Town of Mirrors: The Reassembled Imagery of Robert Pollard by Robert Pollard

Quixotic and prolific Guided By Voices leader Pollard collaborates with Seattle-based Fantagraphics to put out THE coffee table art book of the indie rock Xmas season. Pollard uses his Ohio-spawned acceptance of cruel nature and devastating industrial culture to create the kind of visual collage here which shows up in the relationships detailed in his songs as well. Most GBV fans know his input on their surreal cover art, and also that many of these pieces have been displayed in the Rock And Roll Hall of Fame in Cleveland, so finally having a generous “best of” is a wonderful thing for both artist and publisher to do.

BOMP!: Saving The World One Record At A Time by Suzy Shaw and Mick Farren

Once upon a time underground rock was known by one label name in America: Bomp!

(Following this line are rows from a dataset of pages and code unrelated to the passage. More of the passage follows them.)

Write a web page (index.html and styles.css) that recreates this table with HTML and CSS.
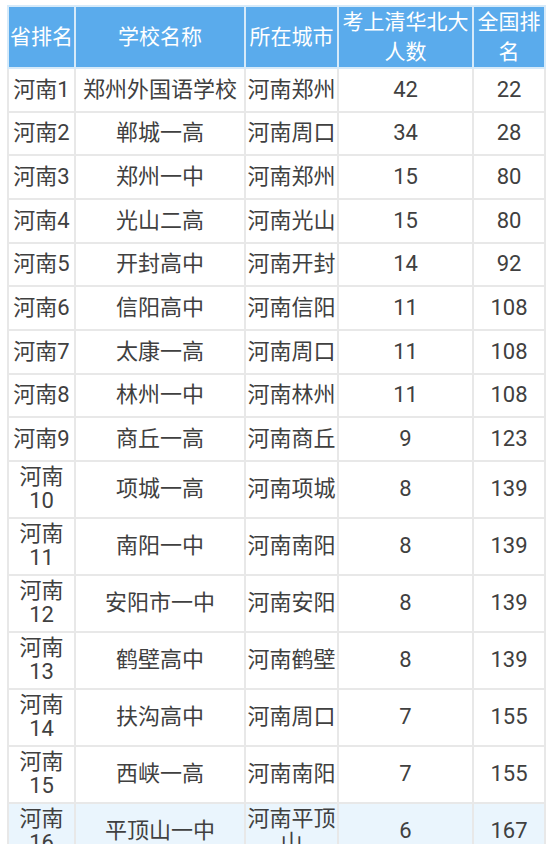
FILE: index.html
```html
<!DOCTYPE html>
<html lang="zh-CN">
<head>
<meta charset="utf-8">
<title>河南高校排名</title>
<link rel="stylesheet" href="styles.css">
</head>
<body>
<div class="wrap">
<table class="rank">
<colgroup>
<col class="c1"><col class="c2"><col class="c3"><col class="c4"><col class="c5">
</colgroup>
<thead>
<tr class="head">
<th>省排名</th><th>学校名称</th><th>所在城市</th><th>考上清华北大<br>人数</th><th>全国排<br>名</th>
</tr>
</thead>
<tbody>
<tr class="one"><td>河南1</td><td>郑州外国语学校</td><td>河南郑州</td><td>42</td><td>22</td></tr>
<tr class="one"><td>河南2</td><td>郸城一高</td><td>河南周口</td><td>34</td><td>28</td></tr>
<tr class="one"><td>河南3</td><td>郑州一中</td><td>河南郑州</td><td>15</td><td>80</td></tr>
<tr class="one"><td>河南4</td><td>光山二高</td><td>河南光山</td><td>15</td><td>80</td></tr>
<tr class="one"><td>河南5</td><td>开封高中</td><td>河南开封</td><td>14</td><td>92</td></tr>
<tr class="one"><td>河南6</td><td>信阳高中</td><td>河南信阳</td><td>11</td><td>108</td></tr>
<tr class="one"><td>河南7</td><td>太康一高</td><td>河南周口</td><td>11</td><td>108</td></tr>
<tr class="one"><td>河南8</td><td>林州一中</td><td>河南林州</td><td>11</td><td>108</td></tr>
<tr class="one"><td>河南9</td><td>商丘一高</td><td>河南商丘</td><td>9</td><td>123</td></tr>
<tr class="two"><td>河南<br>10</td><td>项城一高</td><td>河南项城</td><td>8</td><td>139</td></tr>
<tr class="two"><td>河南<br>11</td><td>南阳一中</td><td>河南南阳</td><td>8</td><td>139</td></tr>
<tr class="two"><td>河南<br>12</td><td>安阳市一中</td><td>河南安阳</td><td>8</td><td>139</td></tr>
<tr class="two"><td>河南<br>13</td><td>鹤壁高中</td><td>河南鹤壁</td><td>8</td><td>139</td></tr>
<tr class="two"><td>河南<br>14</td><td>扶沟高中</td><td>河南周口</td><td>7</td><td>155</td></tr>
<tr class="two"><td>河南<br>15</td><td>西峡一高</td><td>河南南阳</td><td>7</td><td>155</td></tr>
<tr class="two hl"><td>河南<br>16</td><td>平顶山一中</td><td>河南平顶<br>山</td><td>6</td><td>167</td></tr>
</tbody>
</table>
</div>
</body>
</html>
```
FILE: styles.css
```css
html, body {
  margin: 0;
  padding: 0;
  background: #ffffff;
}
body {
  font-family: Roboto, "Noto Sans CJK SC", sans-serif;
  color: #404040;
  overflow: hidden;
}
.wrap {
  padding: 5px 0 0 7px;
}
.rank {
  table-layout: fixed;
  width: 537px;
  border-collapse: collapse;
  font-size: 22px;
  white-space: nowrap;
}
.c1 { width: 67px; }
.c2 { width: 170px; }
.c3 { width: 93px; }
.c4 { width: 135px; }
.c5 { width: 72px; }
.rank th,
.rank td {
  padding: 0;
  text-align: center;
  vertical-align: middle;
  border: 2px solid #e8e8e8;
}
.rank th {
  background: #5aabec;
  color: #ffffff;
  font-weight: 400;
  font-size: 21px;
  line-height: 30px;
  border-color: #d6eaf9;
}
.head { height: 61px; }
.rank td {
  line-height: 24px;
  background: #ffffff;
}
.one { height: 43.67px; }
.two { height: 57px; }
.hl td { background: #eaf5fd; }
```
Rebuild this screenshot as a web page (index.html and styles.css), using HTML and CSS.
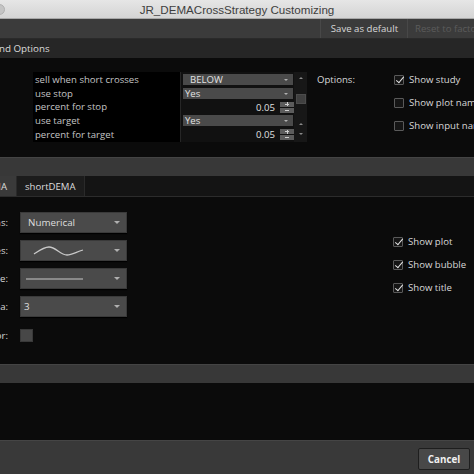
FILE: index.html
```html
<!DOCTYPE html>
<html>
<head>
<meta charset="utf-8">
<link rel="stylesheet" href="styles.css">
</head>
<body>
<div class="window">
  <div class="titlebar">
    <span class="light"></span>
    <span class="title">JR_DEMACrossStrategy Customizing</span>
  </div>
  <div class="toolbar">
    <span class="tb-btn">Save as default</span>
    <span class="tb-btn faded">Reset to factory</span>
  </div>
  <div class="section-head"><span class="clip-left">Inputs and Options</span></div>
  <div class="inputs-area">
    <div class="inputs-table">
      <div class="labels">
        <div class="lrow">sell when short crosses</div>
        <div class="lrow">use stop</div>
        <div class="lrow">percent for stop</div>
        <div class="lrow">use target</div>
        <div class="lrow">percent for target</div>
      </div>
      <div class="values">
        <div class="vrow"><div class="mini-select"><span class="sel-text indent">BELOW</span><span class="arrow small"></span></div></div>
        <div class="vrow"><div class="mini-select"><span class="sel-text">Yes</span><span class="arrow small"></span></div></div>
        <div class="vrow num"><span class="numval">0.05</span><span class="spin"><span class="sp plus"></span><span class="sp minus"></span></span></div>
        <div class="vrow"><div class="mini-select"><span class="sel-text">Yes</span><span class="arrow small"></span></div></div>
        <div class="vrow num"><span class="numval">0.05</span><span class="spin"><span class="sp plus"></span><span class="sp minus"></span></span></div>
      </div>
      <div class="scrollbar">
        <span class="sarrow up"></span>
        <span class="thumb"></span>
        <span class="sarrow up low"></span>
        <span class="sarrow down"></span>
      </div>
    </div>
    <div class="options">
      <div class="opt-label">Options:</div>
      <div class="opt-list">
        <label class="cb-row"><span class="cb checked"></span>Show study</label>
        <label class="cb-row"><span class="cb"></span>Show plot names</label>
        <label class="cb-row"><span class="cb"></span>Show input names</label>
      </div>
    </div>
  </div>
  <div class="band"></div>
  <div class="tabs">
    <div class="tab first"><span>longDEMA</span></div>
    <div class="tab">shortDEMA</div>
  </div>
  <div class="plot-area">
    <div class="plot-form">
      <div class="frow"><span class="flabel"><span>Draw as:</span></span><div class="select"><span class="sel-text">Numerical</span><span class="arrow"></span></div></div>
      <div class="frow"><span class="flabel"><span>Curves:</span></span><div class="select">
        <svg class="icon" width="60" height="14" viewBox="0 0 60 14"><path d="M4 10 C10 6 14 3 19 3 C26 3 30 11 37 11 C42 11 46 8 53 6" fill="none" stroke="#c8c8c8" stroke-width="1.3"/></svg>
        <span class="arrow"></span></div></div>
      <div class="frow"><span class="flabel"><span>Line style:</span></span><div class="select">
        <svg class="icon line" width="60" height="14" viewBox="0 0 60 14"><path d="M1 7 H58" fill="none" stroke="#c8c8c8" stroke-width="1.2"/></svg>
        <span class="arrow"></span></div></div>
      <div class="frow"><span class="flabel"><span>Area:</span></span><div class="select"><span class="sel-text tight">3</span><span class="arrow"></span></div></div>
      <div class="frow swatch-row"><span class="flabel"><span>Color:</span></span><span class="swatch"></span></div>
    </div>
    <div class="plot-opts">
      <label class="cb-row"><span class="cb checked"></span>Show plot</label>
      <label class="cb-row"><span class="cb checked"></span>Show bubble</label>
      <label class="cb-row"><span class="cb checked"></span>Show title</label>
    </div>
  </div>
  <div class="band"></div>
  <div class="empty"></div>
  <div class="footer">
    <button class="cancel">Cancel</button>
  </div>
</div>
</body>
</html>
```
FILE: styles.css
```css
* { box-sizing: border-box; }
html, body { margin: 0; padding: 0; background: #0b0b0b; }
.window {
  width: 474px; height: 474px; overflow: hidden;
  display: flex; flex-direction: column;
  font-family: "Open Sans", "DejaVu Sans", sans-serif;
  color: #d6d6d6;
  background: #0b0b0b;
}
.titlebar {
  height: 19px; flex: none;
  background: linear-gradient(#e6e6e6, #d4d4d4);
  border-bottom: 1px solid #a8a8a8;
  display: flex; align-items: center; justify-content: center;
  position: relative;
}
.titlebar .light {
  position: absolute; left: -6px; top: 4px;
  width: 11px; height: 11px; border-radius: 50%;
  background: #c4c4c4; border: 1px solid #b0b0b0;
}
.title {
  font-family: "Liberation Sans", Arial, sans-serif;
  font-size: 11.6px; color: #3e3e3e;
}
.toolbar {
  height: 20px; flex: none;
  background: #3b3b3b;
  border-bottom: 1px solid #2a2a2a;
  display: flex; justify-content: flex-end; align-items: stretch;
  overflow: hidden;
}
.tb-btn {
  display: flex; align-items: center;
  font-size: 9.6px; color: #d8d8d8;
  padding: 0 9px 0 9px;
  border-left: 1px solid #484848;
  white-space: nowrap;
}
.tb-btn:first-child { padding: 0 9px 0 10px; }
.tb-btn.faded { color: #5c5c5c; margin-right: -20px; padding-left: 7px; }
.section-head {
  height: 19px; flex: none;
  background: #262626;
  display: flex; align-items: center;
  overflow: hidden;
  font-size: 9.8px; color: #dcdcdc;
  white-space: nowrap;
}
.clip-left { text-indent: -38px; display: block; }
.inputs-area {
  height: 99px; flex: none;
  background: #0b0b0b;
  display: flex; align-items: flex-start;
  padding: 14px 0 0 33px;
}
.inputs-table {
  display: flex; height: 70px;
}
.labels {
  width: 147px; background: #000;
  padding-top: 1px;
}
.lrow {
  height: 13.7px; line-height: 13.7px;
  font-size: 9.6px; color: #c4c4c4;
  padding-left: 2px; white-space: nowrap;
}
.values {
  width: 114px; background: #111;
  border-left: 1px solid #262626;
  padding-top: 1px;
}
.vrow {
  height: 13.7px; display: flex; align-items: center;
  padding: 0 0 0 2px;
}
.mini-select {
  width: 110px; height: 11px;
  background: #4a4a4a;
  display: flex; align-items: center; justify-content: space-between;
  padding: 0 5px 0 2px;
  font-size: 9.6px; color: #e2e2e2;
}
.sel-text.indent { padding-left: 5px; }
.vrow.num { justify-content: flex-end; padding-right: 0; }
.numval { font-size: 9.6px; color: #e0e0e0; margin-right: 5px; }
.spin {
  display: flex; flex-direction: column; gap: 1px;
  width: 14px;
}
.sp {
  height: 5px; background: #5c5c5c;
  position: relative;
}
.sp::before {
  content: ""; position: absolute; left: 5px; top: 2px;
  width: 4px; height: 1px; background: #cfcfcf;
}
.sp.plus::after {
  content: ""; position: absolute; left: 6.5px; top: 0.5px;
  width: 1px; height: 4px; background: #cfcfcf;
}
.scrollbar {
  width: 13px; background: #171717;
  display: flex; flex-direction: column; align-items: center;
  padding-top: 5px;
}
.sarrow { width: 0; height: 0; border-left: 2px solid transparent; border-right: 2px solid transparent; }
.sarrow.up { border-bottom: 2px solid #8a8a8a; }
.sarrow.down { border-top: 2px solid #8a8a8a; margin-top: 8px; }
.sarrow.low { margin-top: 19px; }
.thumb { width: 10px; height: 10px; background: #404040; margin-top: 15px; border: 1px solid #4c4c4c; }
.options {
  display: flex; margin-left: 10px; padding-top: 1px;
}
.opt-label { font-size: 9.6px; width: 77px; color: #d8d8d8; line-height: 13px; }
.opt-list { display: flex; flex-direction: column; gap: 10px; }
.cb-row {
  display: flex; align-items: center; gap: 5px;
  font-size: 9.6px; color: #d8d8d8; white-space: nowrap;
  height: 13px;
}
.cb {
  width: 10px; height: 10px; flex: none;
  border: 1px solid #5a5a5a; background: #151515; border-radius: 1px;
  position: relative;
}
.cb.checked::after {
  content: ""; position: absolute;
  left: 2.5px; top: -1px; width: 3px; height: 7px;
  border: solid #e6e6e6; border-width: 0 1.6px 1.6px 0;
  transform: rotate(40deg);
}
.band {
  height: 19px; flex: none;
  background: #383838;
  border-top: 1px solid #444;
}
.tabs {
  height: 21px; flex: none;
  background: #141414;
  border-bottom: 1px solid #2c2c2c;
  display: flex;
}
.tab {
  display: flex; align-items: center;
  font-size: 9.6px; color: #dcdcdc;
  padding: 0 8px 0 8px;
  background: #1c1c1c;
  border-right: 1px solid #2a2a2a;
  white-space: nowrap;
}
.tab.first {
  width: 17px; padding: 0 9px 0 0;
  background: #3a3a3a;
  justify-content: flex-end; overflow: hidden;
}
.tab.first span { flex: none; }
.plot-area {
  height: 167px; flex: none;
  display: flex; justify-content: space-between;
  padding-top: 15px;
}
.plot-form { display: flex; flex-direction: column; gap: 7px; }
.frow { display: flex; align-items: center; height: 21px; gap: 12px; }
.flabel {
  width: 8px; display: flex; justify-content: flex-end; overflow: hidden;
  font-size: 9.6px; color: #d8d8d8; white-space: nowrap;
}
.flabel span { flex: none; }
.select {
  width: 107px; height: 21px;
  background: #4a4a4a;
  border: 1px solid #3a3a3a;
  box-shadow: 0 1px 1px #000;
  display: flex; align-items: center; justify-content: space-between;
  padding: 0 6px 0 7px;
  font-size: 9.8px; color: #dedede;
}
.sel-text.tight { margin-left: -4px; }
.icon { margin-left: 2px; }
.icon.line { margin-left: -3px; }
.arrow {
  width: 0; height: 0; flex: none;
  border-left: 3px solid transparent; border-right: 3px solid transparent;
  border-top: 3px solid #b0b0b0;
}
.arrow.small { border-left-width: 2.5px; border-right-width: 2.5px; border-top-width: 2.5px; }
.swatch-row { margin-top: 4px; height: 14px; }
.swatch { width: 13px; height: 13px; background: #474747; border: 1px solid #393939; }
.plot-opts {
  display: flex; flex-direction: column; gap: 10px;
  padding: 23px 8px 0 0; width: 81px;
}
.empty { height: 57px; flex: none; background: #0b0b0b; }
.footer {
  flex: 1;
  background: #393939;
  border-top: 1px solid #454545;
  display: flex; justify-content: flex-end; align-items: flex-start;
  padding: 7px 4px 0 0;
}
.cancel {
  width: 52px; height: 22px;
  background: #484848;
  border: 1px solid #1e1e1e;
  border-radius: 2px;
  font-family: "Open Sans", "DejaVu Sans", sans-serif;
  font-weight: bold; font-size: 9.8px; color: #f0f0f0;
  padding: 0;
}
```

A brilliant fanzine as well, many pages are reproduced here along with the twisted story of Greg Shaw (a writer and tastemaker way ahead of his time, and way behind it, as well, keeping the original spirit of rock alive in early punk rock sides) and his very creative pack of writers, artists, and musicians.

CREEM: America’s Only Rock ‘N’ Roll Magazine edited by Robert Matheu and Brian J. Bowe

Not as happy with this as the Bomp! book, as part of the appeal of Creem is flipping through the yellowed pages of the original printings, filled with delectably sleazy 70s rock verisimilitude. BUT since this includes Bangs on The Clash and especially a long, fucked up Charles Bukowski on a 1975 Rolling Stones concert (!!!) you can’t miss with this as a nostalgic stocking stuffer for a gray-haired Teenage Head.

Other books that could easily have been included on this list will be reviewed in the next few weeks, including The Oxford American Book of Great Music Writing, Julian Cope’s Japrocksampler, and ex-Pagans frontman Mike Hudson’s Diary of a Punk.